** START Data shown **
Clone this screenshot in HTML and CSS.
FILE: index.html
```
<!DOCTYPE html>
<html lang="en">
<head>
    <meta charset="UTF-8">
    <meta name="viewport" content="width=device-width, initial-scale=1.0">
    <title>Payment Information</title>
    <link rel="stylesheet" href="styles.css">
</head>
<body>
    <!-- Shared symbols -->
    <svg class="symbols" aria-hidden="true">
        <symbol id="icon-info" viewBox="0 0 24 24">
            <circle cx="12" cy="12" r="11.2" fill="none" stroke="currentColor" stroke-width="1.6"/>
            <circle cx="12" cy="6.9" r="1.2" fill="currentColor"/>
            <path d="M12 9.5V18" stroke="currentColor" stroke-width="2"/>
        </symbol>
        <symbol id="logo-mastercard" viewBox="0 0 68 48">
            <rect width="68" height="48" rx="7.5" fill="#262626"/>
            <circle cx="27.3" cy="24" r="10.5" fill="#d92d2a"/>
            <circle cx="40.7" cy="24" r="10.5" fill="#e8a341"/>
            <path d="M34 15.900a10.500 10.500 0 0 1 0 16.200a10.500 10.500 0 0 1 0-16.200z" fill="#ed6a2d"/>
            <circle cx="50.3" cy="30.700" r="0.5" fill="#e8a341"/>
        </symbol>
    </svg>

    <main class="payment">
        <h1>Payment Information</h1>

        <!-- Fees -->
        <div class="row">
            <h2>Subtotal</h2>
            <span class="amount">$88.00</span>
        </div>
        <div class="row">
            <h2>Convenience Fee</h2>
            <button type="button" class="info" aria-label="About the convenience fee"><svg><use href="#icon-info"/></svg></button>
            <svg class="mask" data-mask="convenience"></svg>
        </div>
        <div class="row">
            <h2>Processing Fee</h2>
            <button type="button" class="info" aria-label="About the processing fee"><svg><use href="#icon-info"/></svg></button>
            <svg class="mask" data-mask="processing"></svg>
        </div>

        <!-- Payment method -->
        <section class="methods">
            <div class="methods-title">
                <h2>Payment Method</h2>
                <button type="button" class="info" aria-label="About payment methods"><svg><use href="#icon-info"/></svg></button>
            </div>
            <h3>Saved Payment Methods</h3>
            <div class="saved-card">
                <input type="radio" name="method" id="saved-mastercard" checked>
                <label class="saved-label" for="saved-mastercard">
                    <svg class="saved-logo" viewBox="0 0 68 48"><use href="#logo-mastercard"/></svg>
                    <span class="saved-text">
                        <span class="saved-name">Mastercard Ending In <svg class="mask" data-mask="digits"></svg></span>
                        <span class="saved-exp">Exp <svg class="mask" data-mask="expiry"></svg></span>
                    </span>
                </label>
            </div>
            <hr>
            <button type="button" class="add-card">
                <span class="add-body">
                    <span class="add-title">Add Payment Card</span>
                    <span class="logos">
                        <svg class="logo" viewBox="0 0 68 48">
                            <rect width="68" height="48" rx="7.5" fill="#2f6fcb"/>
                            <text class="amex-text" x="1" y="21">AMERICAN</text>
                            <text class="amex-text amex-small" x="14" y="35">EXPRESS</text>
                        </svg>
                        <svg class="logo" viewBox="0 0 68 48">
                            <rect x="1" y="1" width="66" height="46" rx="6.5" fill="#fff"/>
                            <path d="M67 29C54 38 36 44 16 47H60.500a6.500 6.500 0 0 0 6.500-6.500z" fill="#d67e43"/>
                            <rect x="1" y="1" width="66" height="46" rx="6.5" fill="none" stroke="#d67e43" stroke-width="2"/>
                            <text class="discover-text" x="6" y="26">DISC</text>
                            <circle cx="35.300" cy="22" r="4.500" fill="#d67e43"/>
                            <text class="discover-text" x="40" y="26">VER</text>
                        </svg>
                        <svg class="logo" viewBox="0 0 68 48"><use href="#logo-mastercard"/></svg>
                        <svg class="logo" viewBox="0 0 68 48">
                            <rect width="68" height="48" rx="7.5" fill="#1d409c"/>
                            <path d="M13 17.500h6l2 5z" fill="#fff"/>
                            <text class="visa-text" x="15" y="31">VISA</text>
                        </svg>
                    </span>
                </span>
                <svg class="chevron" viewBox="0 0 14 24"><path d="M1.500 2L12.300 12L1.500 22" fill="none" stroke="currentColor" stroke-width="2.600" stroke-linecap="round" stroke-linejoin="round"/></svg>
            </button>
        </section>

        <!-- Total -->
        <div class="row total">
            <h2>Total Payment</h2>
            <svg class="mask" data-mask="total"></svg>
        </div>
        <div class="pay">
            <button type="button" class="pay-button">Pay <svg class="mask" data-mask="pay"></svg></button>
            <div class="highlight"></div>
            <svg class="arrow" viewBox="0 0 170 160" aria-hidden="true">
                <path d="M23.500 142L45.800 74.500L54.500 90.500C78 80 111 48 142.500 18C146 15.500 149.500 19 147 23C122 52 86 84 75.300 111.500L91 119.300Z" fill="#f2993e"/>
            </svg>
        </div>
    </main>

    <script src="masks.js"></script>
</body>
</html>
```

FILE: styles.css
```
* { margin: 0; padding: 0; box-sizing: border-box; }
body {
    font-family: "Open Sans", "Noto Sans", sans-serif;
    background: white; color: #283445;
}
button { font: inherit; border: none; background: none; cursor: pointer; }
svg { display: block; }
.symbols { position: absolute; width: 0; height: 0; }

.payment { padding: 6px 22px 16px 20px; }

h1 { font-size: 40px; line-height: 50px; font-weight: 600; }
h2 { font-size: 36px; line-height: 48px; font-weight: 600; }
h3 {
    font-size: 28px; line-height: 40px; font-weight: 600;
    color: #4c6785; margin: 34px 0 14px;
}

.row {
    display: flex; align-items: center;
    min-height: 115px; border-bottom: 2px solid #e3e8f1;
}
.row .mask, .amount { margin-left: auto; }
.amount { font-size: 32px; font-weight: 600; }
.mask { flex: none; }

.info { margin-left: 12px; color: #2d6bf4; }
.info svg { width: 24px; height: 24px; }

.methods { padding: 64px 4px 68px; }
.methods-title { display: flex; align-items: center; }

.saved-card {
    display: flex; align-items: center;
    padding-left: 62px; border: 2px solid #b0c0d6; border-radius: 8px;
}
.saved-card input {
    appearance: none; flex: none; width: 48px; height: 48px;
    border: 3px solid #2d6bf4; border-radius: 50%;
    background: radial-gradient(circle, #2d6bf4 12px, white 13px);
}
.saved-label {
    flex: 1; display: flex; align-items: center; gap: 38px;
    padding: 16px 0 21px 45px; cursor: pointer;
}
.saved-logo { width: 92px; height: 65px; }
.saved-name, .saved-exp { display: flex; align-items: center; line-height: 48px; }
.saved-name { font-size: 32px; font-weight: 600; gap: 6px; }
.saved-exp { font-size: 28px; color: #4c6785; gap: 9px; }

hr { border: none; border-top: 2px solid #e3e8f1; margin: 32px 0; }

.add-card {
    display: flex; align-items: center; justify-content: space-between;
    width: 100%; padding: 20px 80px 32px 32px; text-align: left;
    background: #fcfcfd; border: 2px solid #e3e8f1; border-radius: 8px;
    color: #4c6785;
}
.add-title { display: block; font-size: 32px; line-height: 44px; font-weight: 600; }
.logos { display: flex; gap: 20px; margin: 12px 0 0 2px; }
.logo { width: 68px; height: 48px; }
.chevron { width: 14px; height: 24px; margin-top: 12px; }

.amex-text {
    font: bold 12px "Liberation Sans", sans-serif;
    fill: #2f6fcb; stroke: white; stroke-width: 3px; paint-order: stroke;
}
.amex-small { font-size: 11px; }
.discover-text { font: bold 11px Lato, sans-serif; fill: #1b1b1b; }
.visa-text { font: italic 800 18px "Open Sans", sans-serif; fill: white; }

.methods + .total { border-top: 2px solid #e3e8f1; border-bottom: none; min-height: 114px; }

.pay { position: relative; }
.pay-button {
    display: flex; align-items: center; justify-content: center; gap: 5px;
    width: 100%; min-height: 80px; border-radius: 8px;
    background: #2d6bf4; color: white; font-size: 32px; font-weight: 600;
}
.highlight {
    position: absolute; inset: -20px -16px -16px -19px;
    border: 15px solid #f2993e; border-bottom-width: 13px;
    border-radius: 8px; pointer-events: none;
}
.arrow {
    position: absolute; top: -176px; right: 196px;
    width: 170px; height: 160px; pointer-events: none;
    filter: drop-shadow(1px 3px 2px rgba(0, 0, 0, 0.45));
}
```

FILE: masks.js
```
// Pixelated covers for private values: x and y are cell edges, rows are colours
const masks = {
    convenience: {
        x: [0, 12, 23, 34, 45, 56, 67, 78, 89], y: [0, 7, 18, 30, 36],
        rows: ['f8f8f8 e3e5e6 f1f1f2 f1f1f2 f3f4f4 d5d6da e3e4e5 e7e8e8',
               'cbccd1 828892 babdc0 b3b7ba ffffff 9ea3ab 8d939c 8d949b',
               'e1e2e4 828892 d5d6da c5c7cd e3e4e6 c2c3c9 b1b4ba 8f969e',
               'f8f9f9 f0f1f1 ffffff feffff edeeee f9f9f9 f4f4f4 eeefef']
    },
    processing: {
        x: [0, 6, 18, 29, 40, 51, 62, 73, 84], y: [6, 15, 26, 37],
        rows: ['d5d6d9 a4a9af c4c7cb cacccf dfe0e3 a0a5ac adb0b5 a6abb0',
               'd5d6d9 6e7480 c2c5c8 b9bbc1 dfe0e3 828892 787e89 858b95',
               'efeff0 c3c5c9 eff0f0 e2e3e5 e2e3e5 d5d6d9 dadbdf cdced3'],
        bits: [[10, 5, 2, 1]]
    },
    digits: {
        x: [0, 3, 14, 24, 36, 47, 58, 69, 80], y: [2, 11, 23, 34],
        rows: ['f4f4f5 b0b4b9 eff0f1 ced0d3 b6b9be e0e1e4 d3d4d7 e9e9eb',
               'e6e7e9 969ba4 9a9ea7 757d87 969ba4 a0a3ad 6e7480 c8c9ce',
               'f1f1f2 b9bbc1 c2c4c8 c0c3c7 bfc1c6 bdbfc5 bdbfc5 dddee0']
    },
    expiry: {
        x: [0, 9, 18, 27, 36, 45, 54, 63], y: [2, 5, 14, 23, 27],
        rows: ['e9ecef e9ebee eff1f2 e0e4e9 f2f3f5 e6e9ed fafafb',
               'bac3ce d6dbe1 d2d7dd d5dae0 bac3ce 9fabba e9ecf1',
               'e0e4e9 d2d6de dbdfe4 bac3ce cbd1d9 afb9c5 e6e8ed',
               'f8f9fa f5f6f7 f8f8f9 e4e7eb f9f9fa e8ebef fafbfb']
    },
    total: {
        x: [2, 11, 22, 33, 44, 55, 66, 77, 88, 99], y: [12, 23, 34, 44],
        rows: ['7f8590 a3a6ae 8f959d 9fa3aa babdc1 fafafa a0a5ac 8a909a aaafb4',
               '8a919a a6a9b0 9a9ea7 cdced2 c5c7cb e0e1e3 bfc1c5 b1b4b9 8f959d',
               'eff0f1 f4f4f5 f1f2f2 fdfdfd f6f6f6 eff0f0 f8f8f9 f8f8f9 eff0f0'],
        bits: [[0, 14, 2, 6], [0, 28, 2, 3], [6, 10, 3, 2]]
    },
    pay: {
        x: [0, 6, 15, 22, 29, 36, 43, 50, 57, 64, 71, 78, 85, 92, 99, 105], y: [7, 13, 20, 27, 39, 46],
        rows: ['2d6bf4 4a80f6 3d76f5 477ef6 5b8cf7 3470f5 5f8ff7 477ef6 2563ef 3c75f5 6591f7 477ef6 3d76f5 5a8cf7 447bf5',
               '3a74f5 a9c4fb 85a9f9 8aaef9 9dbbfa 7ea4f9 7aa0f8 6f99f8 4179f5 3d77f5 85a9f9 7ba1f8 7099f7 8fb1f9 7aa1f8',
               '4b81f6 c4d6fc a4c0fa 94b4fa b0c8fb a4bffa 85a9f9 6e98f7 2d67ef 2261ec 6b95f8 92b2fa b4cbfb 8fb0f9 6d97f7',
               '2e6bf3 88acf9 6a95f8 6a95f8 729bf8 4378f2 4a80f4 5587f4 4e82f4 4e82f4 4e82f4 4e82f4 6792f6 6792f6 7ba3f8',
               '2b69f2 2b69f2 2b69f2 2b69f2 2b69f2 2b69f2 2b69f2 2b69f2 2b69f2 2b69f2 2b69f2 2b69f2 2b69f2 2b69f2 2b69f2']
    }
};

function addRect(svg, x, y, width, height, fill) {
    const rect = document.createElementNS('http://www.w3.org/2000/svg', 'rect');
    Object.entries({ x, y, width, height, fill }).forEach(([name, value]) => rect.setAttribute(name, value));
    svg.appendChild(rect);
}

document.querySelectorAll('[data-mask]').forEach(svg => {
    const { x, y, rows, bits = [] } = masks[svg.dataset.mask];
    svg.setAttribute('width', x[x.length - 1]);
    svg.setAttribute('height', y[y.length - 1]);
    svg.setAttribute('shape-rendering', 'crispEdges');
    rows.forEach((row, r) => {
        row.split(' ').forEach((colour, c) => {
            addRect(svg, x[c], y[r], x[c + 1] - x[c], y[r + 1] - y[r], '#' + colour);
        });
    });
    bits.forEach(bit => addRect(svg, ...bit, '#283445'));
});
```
** END Data shown **
** START Data shown **
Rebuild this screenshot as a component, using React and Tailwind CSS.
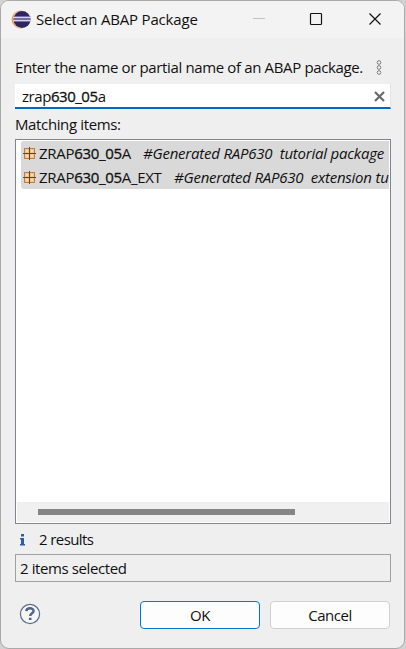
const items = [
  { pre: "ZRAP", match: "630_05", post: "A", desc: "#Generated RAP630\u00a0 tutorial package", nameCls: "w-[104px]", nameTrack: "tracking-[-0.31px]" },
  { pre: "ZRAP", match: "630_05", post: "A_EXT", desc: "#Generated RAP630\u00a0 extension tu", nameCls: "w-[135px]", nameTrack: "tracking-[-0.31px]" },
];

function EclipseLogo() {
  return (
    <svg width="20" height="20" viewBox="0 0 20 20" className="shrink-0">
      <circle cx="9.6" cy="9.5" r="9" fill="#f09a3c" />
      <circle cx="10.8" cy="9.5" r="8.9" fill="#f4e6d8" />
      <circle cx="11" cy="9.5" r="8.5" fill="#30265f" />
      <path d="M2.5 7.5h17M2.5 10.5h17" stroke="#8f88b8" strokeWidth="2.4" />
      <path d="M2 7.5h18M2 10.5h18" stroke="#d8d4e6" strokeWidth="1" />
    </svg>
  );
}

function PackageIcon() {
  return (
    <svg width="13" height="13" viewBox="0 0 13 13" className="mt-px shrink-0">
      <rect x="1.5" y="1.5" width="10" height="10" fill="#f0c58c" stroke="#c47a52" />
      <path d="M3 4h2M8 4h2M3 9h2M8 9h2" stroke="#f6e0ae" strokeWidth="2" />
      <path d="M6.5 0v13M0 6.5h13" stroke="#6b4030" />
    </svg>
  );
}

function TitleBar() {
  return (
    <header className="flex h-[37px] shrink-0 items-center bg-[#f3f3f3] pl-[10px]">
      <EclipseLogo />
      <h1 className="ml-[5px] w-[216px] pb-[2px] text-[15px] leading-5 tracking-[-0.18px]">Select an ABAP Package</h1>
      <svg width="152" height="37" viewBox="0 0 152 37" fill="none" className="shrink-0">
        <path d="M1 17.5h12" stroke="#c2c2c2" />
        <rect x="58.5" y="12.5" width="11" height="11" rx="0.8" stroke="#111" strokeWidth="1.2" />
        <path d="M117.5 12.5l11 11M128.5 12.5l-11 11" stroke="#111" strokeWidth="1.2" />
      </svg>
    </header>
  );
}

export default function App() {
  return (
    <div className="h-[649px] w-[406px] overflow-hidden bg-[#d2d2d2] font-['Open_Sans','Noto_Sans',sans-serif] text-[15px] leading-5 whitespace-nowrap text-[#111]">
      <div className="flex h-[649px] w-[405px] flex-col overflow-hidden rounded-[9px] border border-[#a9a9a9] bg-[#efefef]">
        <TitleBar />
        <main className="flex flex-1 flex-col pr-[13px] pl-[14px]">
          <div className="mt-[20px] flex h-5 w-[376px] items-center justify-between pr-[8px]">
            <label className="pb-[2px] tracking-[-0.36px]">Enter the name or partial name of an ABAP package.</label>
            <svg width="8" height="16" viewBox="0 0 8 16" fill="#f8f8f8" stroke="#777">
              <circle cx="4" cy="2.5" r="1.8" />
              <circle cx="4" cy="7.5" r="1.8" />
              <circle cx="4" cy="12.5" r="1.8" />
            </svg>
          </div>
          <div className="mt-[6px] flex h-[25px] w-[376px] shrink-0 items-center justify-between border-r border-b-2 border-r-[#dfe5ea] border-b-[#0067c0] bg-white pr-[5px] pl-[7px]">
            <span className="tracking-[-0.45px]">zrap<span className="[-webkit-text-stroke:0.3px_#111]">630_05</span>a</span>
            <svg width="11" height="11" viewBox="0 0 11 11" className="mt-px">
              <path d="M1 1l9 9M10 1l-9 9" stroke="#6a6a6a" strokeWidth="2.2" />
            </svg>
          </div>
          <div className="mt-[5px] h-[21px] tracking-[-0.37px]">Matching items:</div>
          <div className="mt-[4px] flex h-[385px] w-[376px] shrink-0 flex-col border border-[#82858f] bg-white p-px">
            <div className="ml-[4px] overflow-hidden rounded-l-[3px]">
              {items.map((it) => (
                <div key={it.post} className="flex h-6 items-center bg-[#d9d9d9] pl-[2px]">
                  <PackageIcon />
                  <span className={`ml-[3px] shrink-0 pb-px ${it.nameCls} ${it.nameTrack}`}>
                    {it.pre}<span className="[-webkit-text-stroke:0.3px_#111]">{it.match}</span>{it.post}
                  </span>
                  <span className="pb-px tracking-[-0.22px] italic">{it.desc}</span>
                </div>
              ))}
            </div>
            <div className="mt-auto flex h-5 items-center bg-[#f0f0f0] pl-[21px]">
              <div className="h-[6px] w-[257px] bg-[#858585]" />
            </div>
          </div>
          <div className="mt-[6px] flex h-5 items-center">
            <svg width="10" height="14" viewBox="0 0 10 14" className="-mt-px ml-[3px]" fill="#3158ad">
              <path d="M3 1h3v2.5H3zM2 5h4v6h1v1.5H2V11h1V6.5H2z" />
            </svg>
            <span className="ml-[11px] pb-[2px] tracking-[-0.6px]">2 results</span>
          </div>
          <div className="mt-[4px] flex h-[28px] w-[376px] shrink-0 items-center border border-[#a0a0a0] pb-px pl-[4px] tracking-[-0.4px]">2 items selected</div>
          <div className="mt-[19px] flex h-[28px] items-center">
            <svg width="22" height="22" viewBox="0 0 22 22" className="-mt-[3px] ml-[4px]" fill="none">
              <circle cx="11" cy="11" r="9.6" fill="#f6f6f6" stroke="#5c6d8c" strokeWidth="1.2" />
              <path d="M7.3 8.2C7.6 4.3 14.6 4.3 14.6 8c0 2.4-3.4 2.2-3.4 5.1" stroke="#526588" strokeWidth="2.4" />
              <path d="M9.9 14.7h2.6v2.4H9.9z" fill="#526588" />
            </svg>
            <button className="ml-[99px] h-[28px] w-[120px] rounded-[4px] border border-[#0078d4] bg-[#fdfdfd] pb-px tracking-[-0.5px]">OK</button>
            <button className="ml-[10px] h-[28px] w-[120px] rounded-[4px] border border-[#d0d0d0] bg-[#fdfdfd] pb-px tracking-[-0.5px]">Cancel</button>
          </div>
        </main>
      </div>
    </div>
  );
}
** END Data shown **
Work to be completed:
Which lines of the material contain the string "this"? List each of them.

Written response:
Clone this screenshot in HTML and CSS.
Rebuild this screenshot as a component, using React and Tailwind CSS.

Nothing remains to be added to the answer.